At the time of Jesus’s life, the region he lived in was part of the Roman Empire and was referred to as Judea, a Roman province established following Pompey’s conquest of the Hasmonean Kingdom in 63 BCE. Like the neighbouring provinces of Galilee and Samaria, Judea was an admixture of the Roman imperial system, Hellenistic culture, and its own distinct Jewish identity. It was a hub of Jewish religious and political identity, housing the Second Temple in Jerusalem, the focal point of Jewish worship.

There was no clear concept of Palestinian identity during Jesus’s lifetime. The name “Palestine” wasn’t commonly used until the Romans changed the name of the region to Syria-Palaestina following the Bar Kokhba Revolt of 135 CE, more than 100 years after Jesus died. The Romans renamed the place in an effort to diminish Jewish identity and ties to the land. The name Syria-Palaestina was chosen in reference to the historical enemies of the Israelites, the Philistines. This meant that, in ancient times, the term “Palestine” was strongly linked to Roman colonialism.

Claiming that Jesus was Palestinian is not only anachronistic, it is as inaccurate as asserting that he was Israeli, Ottoman, Byzantine, or a Christian Crusader—since none of these identities existed in his time. Each reflects a later historical period and different sociopolitical realities. Superimposing any of these identities onto Jesus simply does not align with the reality of the first century or describe either his ministry or his followers.

Jesus’s identity was fundamentally Jewish. His teachings, as recorded in the Gospels, were thoroughly rooted in Jewish scripture and traditions and his arguments with the religious leaders of the various Jewish sects of the time—the Pharisees, Sadducees, Zealots, and others—were internal debates within Judaism. Jesus lived in a Jewish society, addressed the concerns of his fellow Jews, and was ultimately executed by the Romans as “King of the Jews,” a title that reflects the way in which both his supporters and his enemies viewed him.

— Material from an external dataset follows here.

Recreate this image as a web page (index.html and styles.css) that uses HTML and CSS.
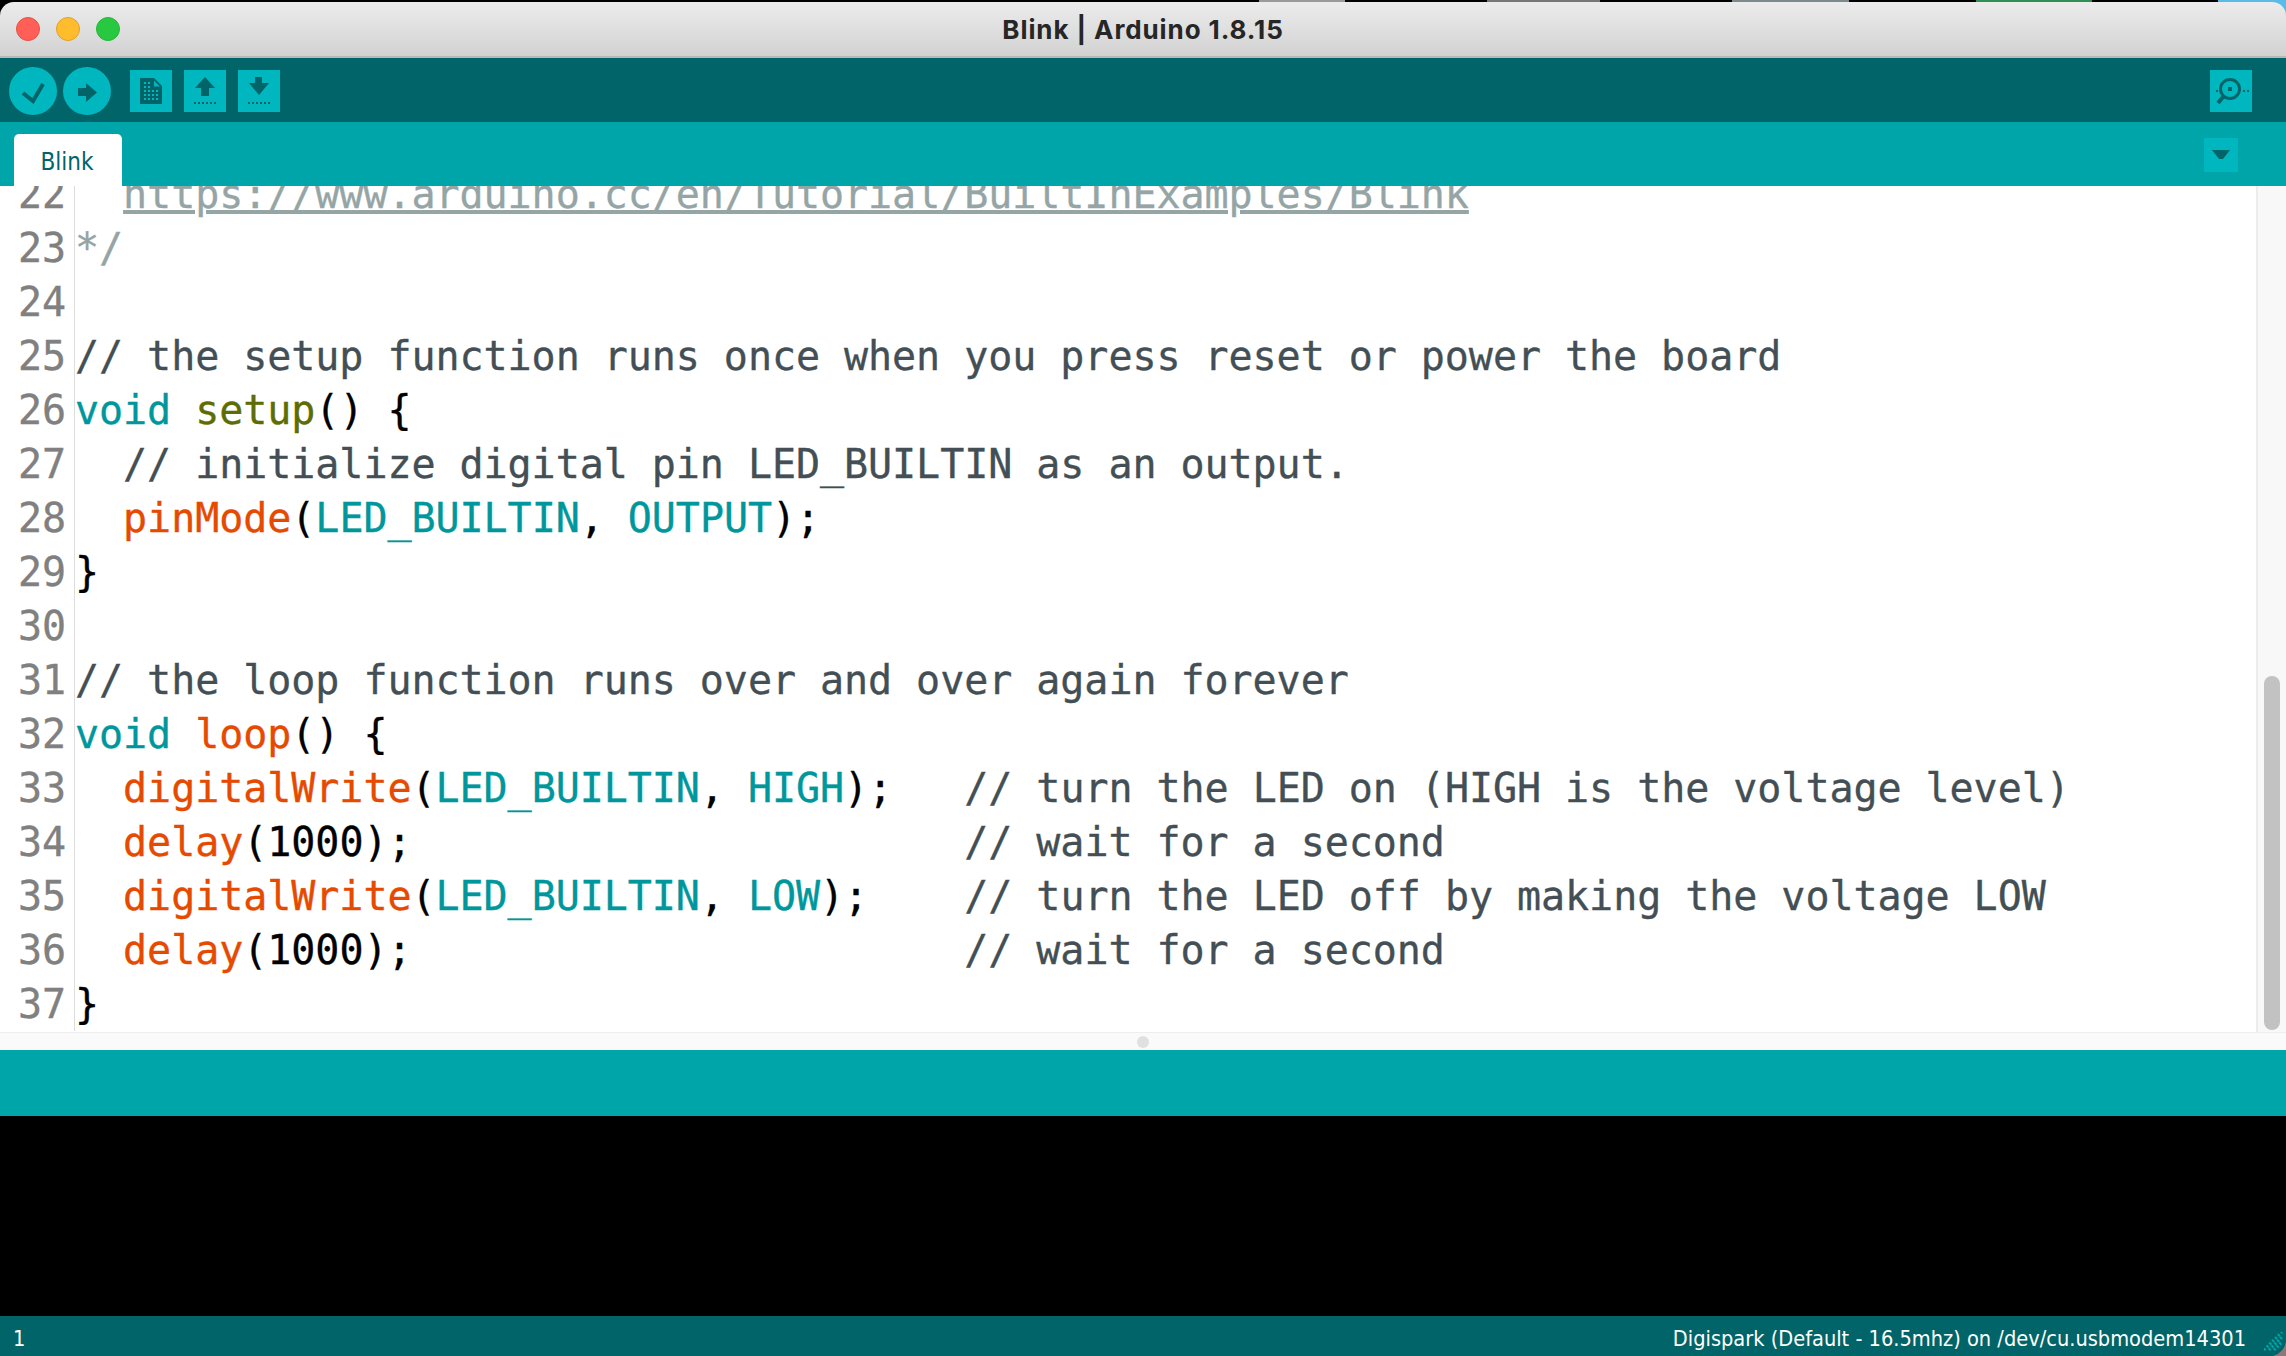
FILE: index.html
```html
<!DOCTYPE html>
<html lang="en">
<head>
<meta charset="utf-8">
<title>Blink | Arduino 1.8.15</title>
<link rel="stylesheet" href="styles.css">
</head>
<body>
<div class="window">
  <header class="titlebar">
    <div class="lights">
      <span class="light red"></span>
      <span class="light yellow"></span>
      <span class="light green"></span>
    </div>
    <div class="title">Blink | Arduino 1.8.15</div>
    <div></div>
  </header>

  <nav class="toolbar">
    <div class="tools">
      <button class="round" aria-label="Verify">
        <svg width="48" height="48" viewBox="0 0 48 48"><path d="M14 26l10 8 10-17" fill="none" stroke="#006468" stroke-width="4"/></svg>
      </button>
      <button class="round" aria-label="Upload">
        <svg width="48" height="48" viewBox="0 0 48 48"><path d="M15 21h8v-5l11 9.500-11 9.500v-6h-8z" fill="#006468"/></svg>
      </button>
      <button class="square first" aria-label="New">
        <svg width="42" height="42" viewBox="0 0 42 42"><path d="M10 8h14l8 8v18H10z" fill="#006468"/><path d="M24 10.500l6 6h-6z" fill="#00b7bf"/><g fill="#00b7bf"><rect x="14" y="12" width="2" height="2"/><rect x="18" y="12" width="2" height="2"/><rect x="14" y="16" width="2" height="2"/><rect x="18" y="16" width="2" height="2"/><rect x="14" y="20" width="2" height="2"/><rect x="18" y="20" width="2" height="2"/><rect x="22" y="20" width="2" height="2"/><rect x="26" y="20" width="2" height="2"/><rect x="14" y="24" width="2" height="2"/><rect x="18" y="24" width="2" height="2"/><rect x="22" y="24" width="2" height="2"/><rect x="26" y="24" width="2" height="2"/><rect x="14" y="28" width="2" height="2"/><rect x="18" y="28" width="2" height="2"/><rect x="22" y="28" width="2" height="2"/><rect x="26" y="28" width="2" height="2"/></g></svg>
      </button>
      <button class="square" aria-label="Open">
        <svg width="42" height="42" viewBox="0 0 42 42"><path d="M21 7l10 11h-6v8h-8v-8h-6z" fill="#006468"/><path d="M10 33h23" stroke="#006468" stroke-width="2" stroke-dasharray="2 2"/></svg>
      </button>
      <button class="square" aria-label="Save">
        <svg width="42" height="42" viewBox="0 0 42 42"><path d="M17 7h7v6h7L21 25 11 13h6z" fill="#006468"/><path d="M10 33h23" stroke="#006468" stroke-width="2" stroke-dasharray="2 2"/></svg>
      </button>
    </div>
    <button class="square" aria-label="Serial Monitor">
      <svg width="42" height="42" viewBox="0 0 42 42"><circle cx="20" cy="19" r="9.500" fill="none" stroke="#006468" stroke-width="3"/><rect x="18" y="17" width="4" height="4" fill="#006468"/><path d="M13 27l-5 6" stroke="#006468" stroke-width="4"/><path d="M33 21h2M37 21h2M6 21h2" stroke="#006468" stroke-width="2"/></svg>
    </button>
  </nav>

  <div class="tabs">
    <div class="tab">Blink</div>
    <button class="menu" aria-label="Tab menu">
      <svg width="34" height="34" viewBox="0 0 34 34"><path d="M8 12h18l-7 9h-4z" fill="#006468"/></svg>
    </button>
  </div>

  <main class="editor">
    <div class="code-pane">
      <div class="code">
<div class="line"><span class="num">22</span><span class="src c-block">  <u>https://www.arduino.cc/en/Tutorial/BuiltInExamples/Blink</u></span></div>
<div class="line"><span class="num">23</span><span class="src c-block">*/</span></div>
<div class="line"><span class="num">24</span><span class="src"></span></div>
<div class="line"><span class="num">25</span><span class="src c-line">// the setup function runs once when you press reset or power the board</span></div>
<div class="line"><span class="num">26</span><span class="src"><span class="kw">void</span> <span class="fn2">setup</span>() {</span></div>
<div class="line"><span class="num">27</span><span class="src c-line">  // initialize digital pin LED_BUILTIN as an output.</span></div>
<div class="line"><span class="num">28</span><span class="src">  <span class="fn">pinMode</span>(<span class="kw">LED_BUILTIN</span>, <span class="kw">OUTPUT</span>);</span></div>
<div class="line"><span class="num">29</span><span class="src">}</span></div>
<div class="line"><span class="num">30</span><span class="src"></span></div>
<div class="line"><span class="num">31</span><span class="src c-line">// the loop function runs over and over again forever</span></div>
<div class="line"><span class="num">32</span><span class="src"><span class="kw">void</span> <span class="fn">loop</span>() {</span></div>
<div class="line"><span class="num">33</span><span class="src">  <span class="fn">digitalWrite</span>(<span class="kw">LED_BUILTIN</span>, <span class="kw">HIGH</span>);   <span class="c-line">// turn the LED on (HIGH is the voltage level)</span></span></div>
<div class="line"><span class="num">34</span><span class="src">  <span class="fn">delay</span>(1000);                       <span class="c-line">// wait for a second</span></span></div>
<div class="line"><span class="num">35</span><span class="src">  <span class="fn">digitalWrite</span>(<span class="kw">LED_BUILTIN</span>, <span class="kw">LOW</span>);    <span class="c-line">// turn the LED off by making the voltage LOW</span></span></div>
<div class="line"><span class="num">36</span><span class="src">  <span class="fn">delay</span>(1000);                       <span class="c-line">// wait for a second</span></span></div>
<div class="line"><span class="num">37</span><span class="src">}</span></div>
      </div>
      <div class="scrollbar"><div class="thumb"></div></div>
    </div>
    <div class="splitter"><span class="dot"></span></div>
  </main>

  <div class="message"></div>
  <div class="console"></div>

  <footer class="status">
    <span class="line-no">1</span>
    <span class="board">Digispark (Default - 16.5mhz) on /dev/cu.usbmodem14301</span>
    <svg class="grip" width="22" height="24" viewBox="0 0 22 24"><path d="M22 9Q21 20 9 24H22z" fill="#8c7878"/><path d="M0 18L18 0M5 18L18 5M10 18L18 10" stroke="#00a5a9" stroke-width="3" stroke-dasharray="2 2"/></svg>
  </footer>
</div>
</body>
</html>
```
FILE: styles.css
```css
* { box-sizing: border-box; }
html, body { margin: 0; height: 100%; }
body {
  background: linear-gradient(90deg,
    #000 0, #000 1259px, #9a9a9a 1259px, #9a9a9a 1345px,
    #000 1345px, #000 1487px, #777 1487px, #777 1600px,
    #000 1600px, #000 1732px, #7f8a8c 1732px, #7f8a8c 1849px,
    #000 1849px, #000 1976px, #2f8f55 1976px, #2f8f55 2092px,
    #000 2092px, #000 2218px, #5bbbe8 2218px, #5bbbe8 100%);
  overflow: hidden;
}
button { border: 0; padding: 0; margin: 0; display: block; }
svg { display: block; }

.window {
  height: 100vh;
  padding-top: 2px;
  display: flex;
  flex-direction: column;
}

.titlebar {
  flex: 0 0 56px;
  display: grid;
  grid-template-columns: 1fr auto 1fr;
  align-items: center;
  background: linear-gradient(#ececec, #d2d2d2);
  border-bottom: 2px solid #b8b8b8;
  border-radius: 14px 14px 0 0;
}
.lights { display: flex; gap: 16px; padding-left: 16px; }
.light { width: 24px; height: 24px; border-radius: 50%; border: 1px solid rgba(0,0,0,.12); }
.red { background: #ff5f57; border-color: #e5533f; }
.yellow { background: #ffbd2e; border-color: #e39f27; }
.green { background: #28c940; border-color: #27b53a; }
.title {
  font: 700 26px "Inter", "Liberation Sans", sans-serif;
  letter-spacing: 0.9px;
  color: #262626;
}

.toolbar {
  flex: 0 0 64px;
  background: #006468;
  display: flex;
  justify-content: space-between;
  align-items: center;
  padding: 2px 34px 0 9px;
}
.tools { display: flex; align-items: center; gap: 12px; }
.round { width: 48px; height: 48px; border-radius: 50%; background: #00b7bf; }
.round + .round { margin-left: -6px; }
.square { width: 42px; height: 42px; background: #00b7bf; }
.first { margin-left: 7px; }

.tabs {
  flex: 0 0 64px;
  background: #00a5a9;
  display: flex;
  justify-content: space-between;
  align-items: flex-end;
  padding: 0 48px 0 14px;
}
.tab {
  width: 108px;
  height: 52px;
  padding-right: 2px;
  background: #fff;
  border-radius: 5px 5px 0 0;
  color: #006468;
  font: 24px/56px "DejaVu Sans Condensed", "DejaVu Sans", sans-serif;
  text-align: center;
}
.menu { width: 34px; height: 34px; background: #00b7bf; margin-bottom: 14px; }

.editor {
  flex: 0 0 864px;
  display: flex;
  flex-direction: column;
  background: #fff;
  min-height: 0;
}
.code-pane { flex: 1; display: flex; min-height: 0; overflow: hidden; }
.code {
  flex: 1;
  margin-top: -19px;
  font: 40px/54px "DejaVu Sans Mono", monospace;
  letter-spacing: -0.05px;
  -webkit-text-stroke: 0.35px;
  color: #000;
}
.line { display: flex; height: 54px; }
.num {
  flex: 0 0 75px;
  padding-right: 8px;
  text-align: right;
  color: #808080;
  border-right: 1px solid #ddd;
}
.src { white-space: pre; }
.c-block { color: #95a5a6; }
.c-line { color: #434f54; }
.kw { color: #00979c; }
.fn { color: #e64a00; }
.fn2 { color: #5e6d03; }

.scrollbar {
  flex: 0 0 30px;
  background: #f8f8f8;
  border-left: 2px solid #ececec;
  display: flex;
  flex-direction: column;
  justify-content: flex-end;
  padding: 0 6px 2px 6px;
}
.thumb { height: 354px; background: #c2c2c2; border-radius: 8px; }

.splitter {
  flex: 0 0 18px;
  background: #fafafa;
  border-top: 1px solid #eee;
  display: flex;
  align-items: center;
  justify-content: center;
}
.dot { width: 12px; height: 12px; border-radius: 50%; background: #e0e0e0; }

.message { flex: 0 0 66px; background: #00a5a9; }
.console { flex: 0 0 200px; background: #000; }

.status {
  flex: 0 0 40px;
  background: #006468;
  color: #fff;
  font: 21.600px "DejaVu Sans Condensed", "DejaVu Sans", sans-serif;
  display: flex;
  align-items: center;
  padding: 4px 0 0 13px;
}
.line-no { flex: 1; }
.board { margin-right: 18px; }
.grip { align-self: flex-end; }
```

We can’t just ignore all this weighty history. The modern claim that Jesus was Palestinian is being wielded as a rhetorical tool, an attempt to downplay and delegitimise the historical Jewish connection to the land. Some might claim that historical accuracy is less important than symbolism, and Jesus is a potent symbol for Palestinians because he is an important global figure. But trying to reinterpret his life through the lens of a modern national identity means losing sight of the historical reality of first-century Judea, and instead inventing a new set of mythologies.

As a Palestinian Arab myself, I don’t feel a need to embroider our identity with falsehoods or exaggerations. Our history, culture, and connection to the land are valid in their own right, without the need to appropriate or distort the narratives of others, or to try to replace Israel with Palestine. Every group of people has a right to freedom and self-determination, regardless of whether or not they can count Jesus of Nazareth among their number. The claim that Jesus was Palestinian relies on anachronisms that do not hold up to serious scrutiny and is of no relevance to the broader idea that Palestinians should have their own self-government. It’s time to put this myth to bed and move on.